**Task statement:** Can you find the lines of the listing that include "styled" and copy every one?

************

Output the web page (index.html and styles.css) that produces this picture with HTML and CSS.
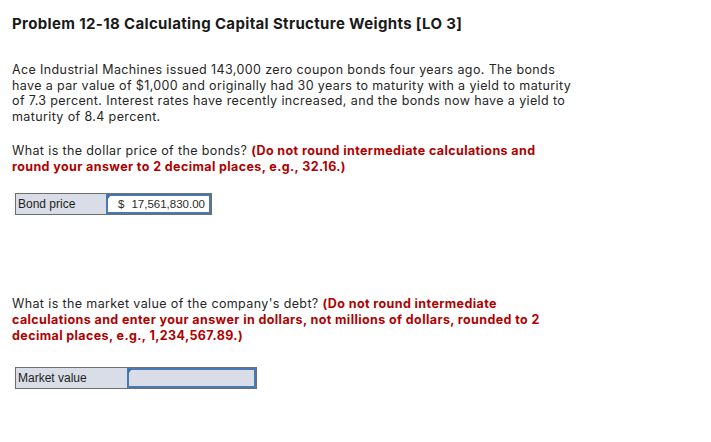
FILE: index.html
```html
<!DOCTYPE html>
<html>
<head>
<meta charset="utf-8">
<link rel="stylesheet" href="styles.css">
</head>
<body>
<div class="page">
  <h1 class="title">Problem 12-18 Calculating Capital Structure Weights [LO 3]</h1>
  <p class="text">Ace Industrial Machines issued 143,000 zero coupon bonds four years ago. The bonds<br>have a par value of $1,000 and originally had 30 years to maturity with a yield to maturity<br>of 7.3 percent. Interest rates have recently increased, and the bonds now have a yield to<br>maturity of 8.4 percent.</p>
  <p class="text q1">What is the dollar price of the bonds? <strong class="hint">(Do not round intermediate calculations and<br>round your answer to 2 decimal places, e.g., 32.16.)</strong></p>
  <div class="answer a1">
    <div class="label l1">Bond price</div>
    <div class="input i1"><span class="corner"></span><span class="dollar">$</span><span class="val">17,561,830.00</span></div>
  </div>
  <p class="text q2">What is the market value of the company's debt? <strong class="hint">(Do not round intermediate<br>calculations and enter your answer in dollars, not millions of dollars, rounded to 2<br>decimal places, e.g., 1,234,567.89.)</strong></p>
  <div class="answer a2">
    <div class="label l2">Market value</div>
    <div class="input i2"><span class="corner"></span></div>
  </div>
</div>
</body>
</html>
```
FILE: styles.css
```css
html, body { margin: 0; padding: 0; background: #fff; }
.page {
  padding: 14px 12px 0 12px;
  font-family: Inter, "Open Sans", sans-serif;
  color: #262626;
}
.title {
  margin: 0;
  font-size: 15px;
  line-height: 20px;
  font-weight: 700;
  letter-spacing: 0.35px;
  color: #1a1a1a;
  white-space: nowrap;
}
.text {
  margin: 0;
  font-size: 12.5px;
  line-height: 15.7px;
  letter-spacing: 0.38px;
  white-space: nowrap;
}
.title + .text { margin-top: 28px; }
.q1 { margin-top: 18px; }
.hint { color: #b00000; font-weight: 700; letter-spacing: 0.4px; }
.answer {
  display: flex;
  width: max-content;
  margin-left: 3px;
  border: 1px solid #6e6e6e;
  font-family: "Liberation Sans", Arial, sans-serif;
  font-size: 12px;
}
.a1 { margin-top: 19px; }
.q2 { margin-top: 81px; }
.a2 { margin-top: 24px; }
.label {
  box-sizing: border-box;
  height: 20px;
  background: #d9dde7;
  padding: 3px 0 0 2px;
  color: #1d1d1d;
}
.l1 { width: 90px; }
.l2 { width: 111px; }
.input {
  position: relative;
  box-sizing: border-box;
  height: 20px;
  border: 2px solid #4a78b3;
  display: flex;
  align-items: center;
}
.i1 { width: 105px; background: #fff; padding: 0 0 0 10px; gap: 7px; font-size: 11.5px; }
.i2 { width: 129px; background: #d9dde7; }
.corner {
  position: absolute;
  left: -1px;
  top: -1px;
  width: 0;
  height: 0;
  border-top: 5px solid #3b6fb0;
  border-right: 4px solid transparent;
}
.dollar, .val { color: #2b2b2b; white-space: nowrap; }
```
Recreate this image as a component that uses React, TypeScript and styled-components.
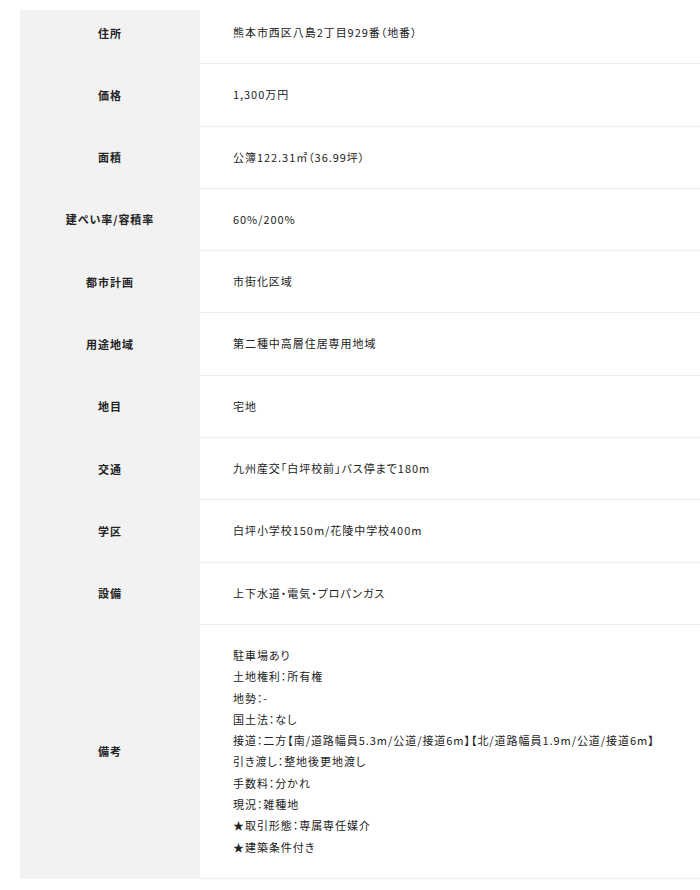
import React from "react";
import styled, { createGlobalStyle } from "styled-components";

const GlobalStyle = createGlobalStyle`
  body {
    margin: 0;
    background: #fff;
    font-family: "Noto Sans CJK JP", "Noto Sans", sans-serif;
    color: #222;
  }
`;

const Wrapper = styled.div`
  padding: 2px 0 0 20px;
`;

const Table = styled.dl`
  margin: 0;
  display: grid;
  grid-template-columns: 180px 1fr;
  font-size: 11px;
  line-height: 21.3px;
  letter-spacing: 0.95px;
  font-feature-settings: "palt";
`;

const Head = styled.dt<{ $first?: boolean }>`
  margin: 0;
  display: flex;
  align-items: center;
  justify-content: center;
  font-weight: 700;
  background: ${(p) =>
    p.$first ? "linear-gradient(#fff 8px, #f2f2f2 8px)" : "#f2f2f2"};
`;

const Data = styled.dd`
  margin: 0;
  padding: 20px 33px;
  border-bottom: 1px solid #eeeeee;
`;

const Line = styled.div`
  white-space: nowrap;
`;

const rows: { label: string; value: string[] }[] = [
  { label: "住所", value: ["熊本市西区八島2丁目929番（地番）"] },
  { label: "価格", value: ["1,300万円"] },
  { label: "面積", value: ["公簿122.31㎡（36.99坪）"] },
  { label: "建ぺい率/容積率", value: ["60%/200%"] },
  { label: "都市計画", value: ["市街化区域"] },
  { label: "用途地域", value: ["第二種中高層住居専用地域"] },
  { label: "地目", value: ["宅地"] },
  { label: "交通", value: ["九州産交「白坪校前」バス停まで180m"] },
  { label: "学区", value: ["白坪小学校150m/花陵中学校400m"] },
  { label: "設備", value: ["上下水道・電気・プロパンガス"] },
  {
    label: "備考",
    value: [
      "駐車場あり",
      "土地権利：所有権",
      "地勢：-",
      "国土法：なし",
      "接道：二方【南/道路幅員5.3m/公道/接道6m】【北/道路幅員1.9m/公道/接道6m】",
      "引き渡し：整地後更地渡し",
      "手数料：分かれ",
      "現況：雑種地",
      "★取引形態：専属専任媒介",
      "★建築条件付き",
    ],
  },
];

export default function App() {
  return (
    <>
      <GlobalStyle />
      <Wrapper>
        <Table>
          {rows.map((row, i) => (
            <React.Fragment key={row.label}>
              <Head $first={i === 0}>{row.label}</Head>
              <Data>
                {row.value.map((v) => (
                  <Line key={v}>{v}</Line>
                ))}
              </Data>
            </React.Fragment>
          ))}
        </Table>
      </Wrapper>
    </>
  );
}
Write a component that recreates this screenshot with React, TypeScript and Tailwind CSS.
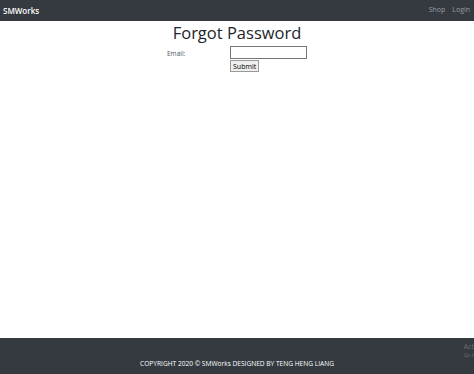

************

**Solution:**
Recreate this image as a component that uses React, TypeScript and styled-components.
import styled, { createGlobalStyle } from "styled-components";
const Wrapper = styled.div`
const Table = styled.dl`
const Head = styled.dt<{ $first?: boolean }>`
const Data = styled.dd`
const Line = styled.div`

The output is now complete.